DIRECTION
Copy each line of the entries that contains the word "React".

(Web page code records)

---

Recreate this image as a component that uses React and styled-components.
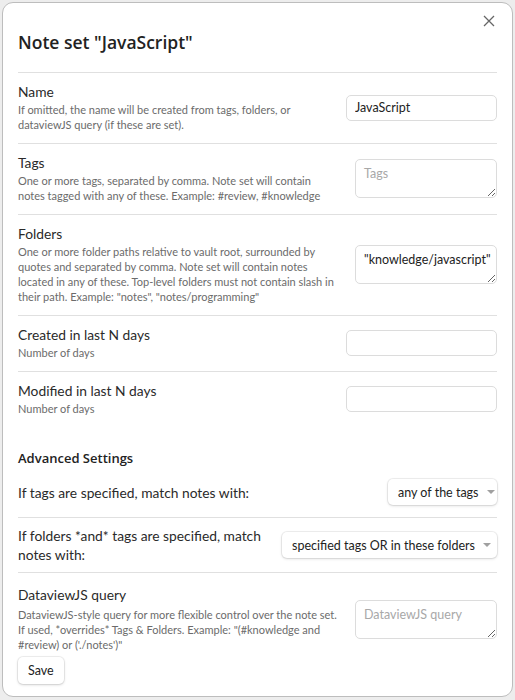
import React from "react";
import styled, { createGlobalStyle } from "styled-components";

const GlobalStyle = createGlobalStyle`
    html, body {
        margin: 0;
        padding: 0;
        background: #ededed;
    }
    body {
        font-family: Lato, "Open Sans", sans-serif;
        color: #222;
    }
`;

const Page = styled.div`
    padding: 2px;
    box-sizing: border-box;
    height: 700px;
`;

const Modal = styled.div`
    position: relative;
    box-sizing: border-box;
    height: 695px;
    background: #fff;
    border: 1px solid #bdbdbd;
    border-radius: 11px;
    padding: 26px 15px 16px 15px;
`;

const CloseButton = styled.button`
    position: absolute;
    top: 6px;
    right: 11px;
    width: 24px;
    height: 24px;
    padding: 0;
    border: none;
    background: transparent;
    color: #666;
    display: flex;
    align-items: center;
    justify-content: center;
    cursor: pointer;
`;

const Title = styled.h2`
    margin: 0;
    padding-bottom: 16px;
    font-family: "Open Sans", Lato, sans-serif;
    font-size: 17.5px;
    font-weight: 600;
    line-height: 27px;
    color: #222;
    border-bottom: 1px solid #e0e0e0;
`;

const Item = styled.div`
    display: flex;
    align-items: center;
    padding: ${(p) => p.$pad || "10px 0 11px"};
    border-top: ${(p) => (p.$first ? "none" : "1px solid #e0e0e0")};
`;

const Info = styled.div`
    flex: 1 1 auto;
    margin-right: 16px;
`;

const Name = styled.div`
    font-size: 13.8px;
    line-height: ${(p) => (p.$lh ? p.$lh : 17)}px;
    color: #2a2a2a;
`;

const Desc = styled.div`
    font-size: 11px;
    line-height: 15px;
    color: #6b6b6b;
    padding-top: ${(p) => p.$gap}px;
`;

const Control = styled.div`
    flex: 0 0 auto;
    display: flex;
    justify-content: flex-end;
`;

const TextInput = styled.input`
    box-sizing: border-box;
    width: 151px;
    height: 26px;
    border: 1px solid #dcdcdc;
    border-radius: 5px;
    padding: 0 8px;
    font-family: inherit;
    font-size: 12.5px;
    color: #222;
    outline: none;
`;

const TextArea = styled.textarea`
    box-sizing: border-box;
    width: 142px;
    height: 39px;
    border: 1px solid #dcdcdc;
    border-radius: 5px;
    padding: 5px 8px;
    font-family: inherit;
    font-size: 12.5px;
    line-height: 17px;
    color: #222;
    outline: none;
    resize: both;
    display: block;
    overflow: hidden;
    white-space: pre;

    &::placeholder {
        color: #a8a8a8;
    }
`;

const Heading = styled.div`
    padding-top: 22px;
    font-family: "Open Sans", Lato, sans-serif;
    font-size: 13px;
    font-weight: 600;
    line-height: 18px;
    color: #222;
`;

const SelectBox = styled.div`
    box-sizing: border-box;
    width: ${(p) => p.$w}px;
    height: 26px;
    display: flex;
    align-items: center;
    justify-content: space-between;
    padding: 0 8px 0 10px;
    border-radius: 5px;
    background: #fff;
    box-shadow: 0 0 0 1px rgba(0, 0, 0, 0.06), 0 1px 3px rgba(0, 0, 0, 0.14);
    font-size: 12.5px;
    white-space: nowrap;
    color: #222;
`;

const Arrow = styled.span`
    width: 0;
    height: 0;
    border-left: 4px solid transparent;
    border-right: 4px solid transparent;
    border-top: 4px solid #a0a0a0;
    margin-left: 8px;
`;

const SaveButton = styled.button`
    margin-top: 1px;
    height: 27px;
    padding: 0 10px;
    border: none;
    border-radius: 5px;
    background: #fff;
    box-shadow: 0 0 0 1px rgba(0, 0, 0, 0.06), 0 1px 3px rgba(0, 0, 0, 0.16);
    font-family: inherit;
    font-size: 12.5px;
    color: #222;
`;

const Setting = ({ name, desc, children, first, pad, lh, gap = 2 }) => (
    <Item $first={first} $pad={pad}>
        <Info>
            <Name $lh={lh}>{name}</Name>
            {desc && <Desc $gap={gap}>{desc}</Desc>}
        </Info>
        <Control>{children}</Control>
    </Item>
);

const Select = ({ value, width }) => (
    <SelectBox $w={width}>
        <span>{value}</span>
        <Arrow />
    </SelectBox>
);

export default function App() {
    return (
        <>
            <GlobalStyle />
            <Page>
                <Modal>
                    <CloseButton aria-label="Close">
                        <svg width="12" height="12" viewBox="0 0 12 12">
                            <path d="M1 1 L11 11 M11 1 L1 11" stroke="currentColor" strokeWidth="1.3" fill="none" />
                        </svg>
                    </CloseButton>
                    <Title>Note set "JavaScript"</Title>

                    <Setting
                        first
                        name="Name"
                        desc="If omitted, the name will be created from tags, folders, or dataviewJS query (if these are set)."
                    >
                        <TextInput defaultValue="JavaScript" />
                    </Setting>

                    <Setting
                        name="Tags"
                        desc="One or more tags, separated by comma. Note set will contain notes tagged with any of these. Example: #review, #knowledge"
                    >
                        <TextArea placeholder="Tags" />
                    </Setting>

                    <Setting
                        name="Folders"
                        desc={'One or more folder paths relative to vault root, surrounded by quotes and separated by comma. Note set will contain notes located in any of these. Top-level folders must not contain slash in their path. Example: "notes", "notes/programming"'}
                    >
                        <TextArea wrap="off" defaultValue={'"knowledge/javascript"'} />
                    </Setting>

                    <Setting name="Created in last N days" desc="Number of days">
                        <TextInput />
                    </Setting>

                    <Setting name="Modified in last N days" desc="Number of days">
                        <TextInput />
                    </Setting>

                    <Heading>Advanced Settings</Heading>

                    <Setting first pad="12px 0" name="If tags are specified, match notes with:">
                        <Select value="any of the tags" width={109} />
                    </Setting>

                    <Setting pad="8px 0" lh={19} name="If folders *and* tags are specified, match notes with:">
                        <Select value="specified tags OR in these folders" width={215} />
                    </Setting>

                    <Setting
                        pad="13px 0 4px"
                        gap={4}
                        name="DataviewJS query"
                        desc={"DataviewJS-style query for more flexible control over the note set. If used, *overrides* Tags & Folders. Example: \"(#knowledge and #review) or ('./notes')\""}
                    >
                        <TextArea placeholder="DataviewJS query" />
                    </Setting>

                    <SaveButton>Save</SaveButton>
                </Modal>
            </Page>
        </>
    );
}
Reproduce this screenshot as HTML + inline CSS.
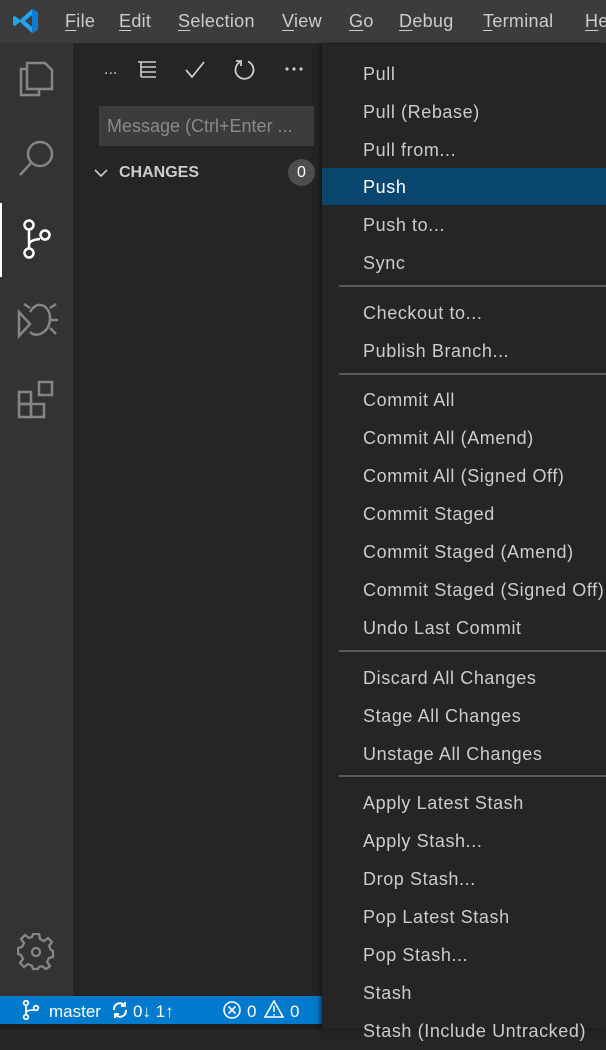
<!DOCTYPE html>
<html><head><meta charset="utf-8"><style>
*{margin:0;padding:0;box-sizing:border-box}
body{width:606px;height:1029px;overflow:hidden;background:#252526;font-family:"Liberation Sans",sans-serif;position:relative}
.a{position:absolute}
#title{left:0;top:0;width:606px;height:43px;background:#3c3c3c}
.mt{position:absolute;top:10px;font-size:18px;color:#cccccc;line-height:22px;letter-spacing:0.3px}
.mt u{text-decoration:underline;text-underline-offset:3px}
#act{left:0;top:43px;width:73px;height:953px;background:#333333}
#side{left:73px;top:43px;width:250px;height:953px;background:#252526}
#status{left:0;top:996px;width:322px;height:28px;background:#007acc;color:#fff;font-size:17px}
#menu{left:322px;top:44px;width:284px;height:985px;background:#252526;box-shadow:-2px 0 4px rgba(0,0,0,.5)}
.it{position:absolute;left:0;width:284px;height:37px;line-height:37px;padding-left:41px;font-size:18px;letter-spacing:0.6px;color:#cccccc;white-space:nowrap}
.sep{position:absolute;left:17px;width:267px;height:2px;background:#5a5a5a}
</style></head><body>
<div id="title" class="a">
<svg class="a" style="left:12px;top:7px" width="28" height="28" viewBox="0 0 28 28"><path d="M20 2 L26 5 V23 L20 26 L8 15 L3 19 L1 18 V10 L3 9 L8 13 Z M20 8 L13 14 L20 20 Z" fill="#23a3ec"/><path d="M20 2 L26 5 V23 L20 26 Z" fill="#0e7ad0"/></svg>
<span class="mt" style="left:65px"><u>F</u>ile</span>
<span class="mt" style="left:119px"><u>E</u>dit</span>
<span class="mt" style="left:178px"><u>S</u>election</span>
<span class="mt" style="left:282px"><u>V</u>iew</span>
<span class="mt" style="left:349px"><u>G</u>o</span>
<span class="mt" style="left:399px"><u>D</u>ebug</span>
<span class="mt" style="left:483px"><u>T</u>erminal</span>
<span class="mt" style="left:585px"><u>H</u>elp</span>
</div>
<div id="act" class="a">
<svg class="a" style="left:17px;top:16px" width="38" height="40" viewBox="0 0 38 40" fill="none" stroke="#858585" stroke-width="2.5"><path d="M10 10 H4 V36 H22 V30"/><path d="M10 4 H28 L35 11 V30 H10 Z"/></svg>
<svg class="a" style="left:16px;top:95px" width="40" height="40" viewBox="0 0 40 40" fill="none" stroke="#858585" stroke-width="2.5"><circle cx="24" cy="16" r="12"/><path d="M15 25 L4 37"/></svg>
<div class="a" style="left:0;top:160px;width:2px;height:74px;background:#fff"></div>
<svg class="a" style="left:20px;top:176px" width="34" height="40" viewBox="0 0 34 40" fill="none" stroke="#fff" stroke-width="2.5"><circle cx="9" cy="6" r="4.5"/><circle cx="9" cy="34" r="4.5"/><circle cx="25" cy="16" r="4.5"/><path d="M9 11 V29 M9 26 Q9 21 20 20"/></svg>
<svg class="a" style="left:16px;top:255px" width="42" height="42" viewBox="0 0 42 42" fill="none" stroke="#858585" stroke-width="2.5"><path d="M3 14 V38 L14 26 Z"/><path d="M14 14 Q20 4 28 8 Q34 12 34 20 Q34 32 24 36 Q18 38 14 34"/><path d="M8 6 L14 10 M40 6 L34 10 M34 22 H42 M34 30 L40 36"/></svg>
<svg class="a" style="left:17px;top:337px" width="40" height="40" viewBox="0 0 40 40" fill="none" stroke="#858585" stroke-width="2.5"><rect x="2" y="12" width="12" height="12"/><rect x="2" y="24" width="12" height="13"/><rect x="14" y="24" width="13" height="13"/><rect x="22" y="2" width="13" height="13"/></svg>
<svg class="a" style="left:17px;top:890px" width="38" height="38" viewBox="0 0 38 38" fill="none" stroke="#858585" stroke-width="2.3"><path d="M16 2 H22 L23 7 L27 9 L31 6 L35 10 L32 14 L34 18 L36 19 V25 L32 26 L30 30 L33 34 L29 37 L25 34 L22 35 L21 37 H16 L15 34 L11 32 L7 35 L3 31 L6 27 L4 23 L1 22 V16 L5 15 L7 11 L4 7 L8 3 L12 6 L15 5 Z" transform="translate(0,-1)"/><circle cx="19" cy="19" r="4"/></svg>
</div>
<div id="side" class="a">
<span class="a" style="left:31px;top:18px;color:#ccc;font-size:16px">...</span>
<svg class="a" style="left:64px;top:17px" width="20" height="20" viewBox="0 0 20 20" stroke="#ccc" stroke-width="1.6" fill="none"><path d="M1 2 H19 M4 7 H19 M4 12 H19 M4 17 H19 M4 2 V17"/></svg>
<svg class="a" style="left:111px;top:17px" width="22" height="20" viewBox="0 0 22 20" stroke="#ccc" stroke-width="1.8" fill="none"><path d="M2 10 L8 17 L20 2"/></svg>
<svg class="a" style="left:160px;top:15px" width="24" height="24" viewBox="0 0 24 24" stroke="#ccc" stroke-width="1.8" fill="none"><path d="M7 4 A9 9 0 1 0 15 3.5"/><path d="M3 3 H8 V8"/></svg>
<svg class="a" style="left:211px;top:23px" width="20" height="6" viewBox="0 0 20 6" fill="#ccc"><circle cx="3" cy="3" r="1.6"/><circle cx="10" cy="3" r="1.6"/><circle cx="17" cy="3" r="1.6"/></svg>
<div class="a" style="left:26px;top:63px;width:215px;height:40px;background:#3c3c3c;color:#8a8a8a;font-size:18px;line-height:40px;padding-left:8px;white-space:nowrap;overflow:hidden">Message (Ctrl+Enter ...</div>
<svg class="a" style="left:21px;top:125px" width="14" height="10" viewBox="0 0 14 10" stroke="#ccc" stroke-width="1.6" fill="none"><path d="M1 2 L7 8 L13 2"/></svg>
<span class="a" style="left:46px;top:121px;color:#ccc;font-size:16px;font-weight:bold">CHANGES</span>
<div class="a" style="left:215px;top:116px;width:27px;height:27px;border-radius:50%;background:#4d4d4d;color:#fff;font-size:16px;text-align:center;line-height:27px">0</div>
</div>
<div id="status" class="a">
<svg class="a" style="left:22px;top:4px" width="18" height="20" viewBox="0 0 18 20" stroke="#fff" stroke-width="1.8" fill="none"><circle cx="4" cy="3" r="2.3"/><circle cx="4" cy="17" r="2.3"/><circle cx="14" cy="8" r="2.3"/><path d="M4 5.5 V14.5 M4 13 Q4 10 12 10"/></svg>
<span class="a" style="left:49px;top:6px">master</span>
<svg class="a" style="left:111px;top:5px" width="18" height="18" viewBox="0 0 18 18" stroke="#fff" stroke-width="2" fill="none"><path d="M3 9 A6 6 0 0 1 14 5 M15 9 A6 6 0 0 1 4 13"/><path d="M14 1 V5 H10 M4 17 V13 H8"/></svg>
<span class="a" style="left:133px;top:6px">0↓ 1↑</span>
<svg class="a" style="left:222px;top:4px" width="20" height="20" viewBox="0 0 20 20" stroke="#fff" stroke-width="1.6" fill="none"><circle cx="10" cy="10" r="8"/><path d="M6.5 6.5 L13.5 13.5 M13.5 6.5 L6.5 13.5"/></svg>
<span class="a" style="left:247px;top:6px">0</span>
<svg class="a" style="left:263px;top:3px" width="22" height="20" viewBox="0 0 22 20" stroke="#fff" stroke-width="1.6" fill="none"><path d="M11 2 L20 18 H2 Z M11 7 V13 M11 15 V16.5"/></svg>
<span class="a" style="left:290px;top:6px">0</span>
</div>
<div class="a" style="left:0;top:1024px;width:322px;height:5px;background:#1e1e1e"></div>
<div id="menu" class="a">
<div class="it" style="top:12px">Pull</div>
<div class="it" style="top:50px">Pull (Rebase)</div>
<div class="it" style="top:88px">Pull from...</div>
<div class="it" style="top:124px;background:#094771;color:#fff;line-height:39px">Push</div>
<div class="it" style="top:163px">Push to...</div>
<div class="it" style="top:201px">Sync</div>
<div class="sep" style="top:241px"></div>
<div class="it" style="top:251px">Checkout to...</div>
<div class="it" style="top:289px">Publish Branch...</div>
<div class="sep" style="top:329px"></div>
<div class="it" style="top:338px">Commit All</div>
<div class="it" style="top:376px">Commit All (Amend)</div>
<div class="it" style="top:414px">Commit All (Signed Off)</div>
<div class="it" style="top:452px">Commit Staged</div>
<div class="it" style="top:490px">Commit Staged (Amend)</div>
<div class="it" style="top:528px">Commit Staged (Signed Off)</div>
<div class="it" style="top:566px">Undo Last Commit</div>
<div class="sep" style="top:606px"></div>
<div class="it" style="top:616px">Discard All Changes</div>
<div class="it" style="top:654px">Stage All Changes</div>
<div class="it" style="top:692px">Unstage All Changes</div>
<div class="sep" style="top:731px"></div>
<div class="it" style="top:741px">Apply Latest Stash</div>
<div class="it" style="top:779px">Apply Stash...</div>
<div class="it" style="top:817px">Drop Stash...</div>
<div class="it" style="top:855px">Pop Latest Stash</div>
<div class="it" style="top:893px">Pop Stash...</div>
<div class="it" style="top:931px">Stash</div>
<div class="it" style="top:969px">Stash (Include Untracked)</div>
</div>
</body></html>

---

EXERCISE RESPONSE
Recreate this image as a component that uses React and styled-components.
import React from "react";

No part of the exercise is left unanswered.